++++ Collected data

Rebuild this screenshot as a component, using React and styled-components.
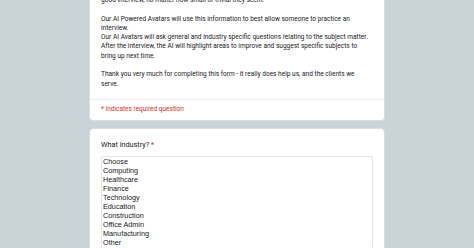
import React from 'react';
import styled, { createGlobalStyle } from 'styled-components';

const Global = createGlobalStyle`
  html, body {
    margin: 0;
    padding: 0;
    background: #c9d3d8;
    overflow: hidden;
  }
  body {
    font-family: Roboto, "Liberation Sans", Arial, sans-serif;
    color: #202124;
  }
`;

const Page = styled.div`
  width: 296px;
  margin: -5px auto 0;
  display: flex;
  flex-direction: column;
  gap: 6.5px;
`;

const Card = styled.div`
  background: #fff;
  border: 1px solid #dadce0;
  border-radius: 4px;
  box-sizing: border-box;
  overflow: hidden;
`;

const Description = styled.div`
  padding: 0 11px 10px;
  font-size: 6.55px;
  line-height: 9.3px;
  white-space: pre-wrap;
`;

const Divider = styled.div`
  height: 1px;
  background: #eceef0;
`;

const Required = styled.div`
  padding: 5.5px 11px 6px;
  font-size: 6.5px;
  line-height: 9px;
  color: #d93025;
`;

const QuestionBody = styled.div`
  padding: 11px 11px 12px;
  display: flex;
  flex-direction: column;
  gap: 6.5px;
`;

const Question = styled.div`
  font-size: 7.3px;
  line-height: 10px;
  color: #202124;
`;

const Star = styled.span`
  color: #d93025;
`;

const ListBox = styled.select`
  appearance: none;
  width: 100%;
  height: 93px;
  margin: 0;
  padding: 0;
  border: 1px solid #e6e6e6;
  border-radius: 2px;
  background: #fff;
  font-family: "Liberation Sans", Arial, sans-serif;
  font-size: 7.25px;
  color: #202124;
  overflow: hidden;
  outline: none;

  option {
    padding: 0 1px;
    color: #202124;
  }
`;

const intro = `good interview, no matter how small or trivial they seem.

Our AI Powered Avatars will use this information to best allow someone to practice an interview.
Our AI Avatars will ask general and industry specific questions relating to the subject matter.
After the interview, the AI will highlight areas to improve and suggest specific subjects to bring up next time.

Thank you very much for completing this form - it really does help us, and the clients we serve.`;

const industries = [
  'Choose',
  'Computing',
  'Healthcare',
  'Finance',
  'Technology',
  'Education',
  'Construction',
  'Office Admin',
  'Manufacturing',
  'Other',
];

export default function App() {
  return (
    <>
      <Global />
      <Page>
        <Card>
          <Description>{intro}</Description>
          <Divider />
          <Required>* Indicates required question</Required>
        </Card>
        <Card>
          <QuestionBody>
            <Question>
              What industry? <Star>*</Star>
            </Question>
            <ListBox size={10}>
              {industries.map((name) => (
                <option key={name} value={name === 'Choose' ? '' : name}>
                  {name}
                </option>
              ))}
            </ListBox>
          </QuestionBody>
        </Card>
      </Page>
    </>
  );
}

++++++++

Exercise aim: From the first line above down to the line with "trivial they seem.", reproduce every line and no others, omitting pictures.

Output for this task:
Rebuild this screenshot as a component, using React and styled-components.
import React from 'react';
import styled, { createGlobalStyle } from 'styled-components';

const Global = createGlobalStyle`
  html, body {
    margin: 0;
    padding: 0;
    background: #c9d3d8;
    overflow: hidden;
  }
  body {
    font-family: Roboto, "Liberation Sans", Arial, sans-serif;
    color: #202124;
  }
`;

const Page = styled.div`
  width: 296px;
  margin: -5px auto 0;
  display: flex;
  flex-direction: column;
  gap: 6.5px;
`;

const Card = styled.div`
  background: #fff;
  border: 1px solid #dadce0;
  border-radius: 4px;
  box-sizing: border-box;
  overflow: hidden;
`;

const Description = styled.div`
  padding: 0 11px 10px;
  font-size: 6.55px;
  line-height: 9.3px;
  white-space: pre-wrap;
`;

const Divider = styled.div`
  height: 1px;
  background: #eceef0;
`;

const Required = styled.div`
  padding: 5.5px 11px 6px;
  font-size: 6.5px;
  line-height: 9px;
  color: #d93025;
`;

const QuestionBody = styled.div`
  padding: 11px 11px 12px;
  display: flex;
  flex-direction: column;
  gap: 6.5px;
`;

const Question = styled.div`
  font-size: 7.3px;
  line-height: 10px;
  color: #202124;
`;

const Star = styled.span`
  color: #d93025;
`;

const ListBox = styled.select`
  appearance: none;
  width: 100%;
  height: 93px;
  margin: 0;
  padding: 0;
  border: 1px solid #e6e6e6;
  border-radius: 2px;
  background: #fff;
  font-family: "Liberation Sans", Arial, sans-serif;
  font-size: 7.25px;
  color: #202124;
  overflow: hidden;
  outline: none;

  option {
    padding: 0 1px;
    color: #202124;
  }
`;

const intro = `good interview, no matter how small or trivial they seem.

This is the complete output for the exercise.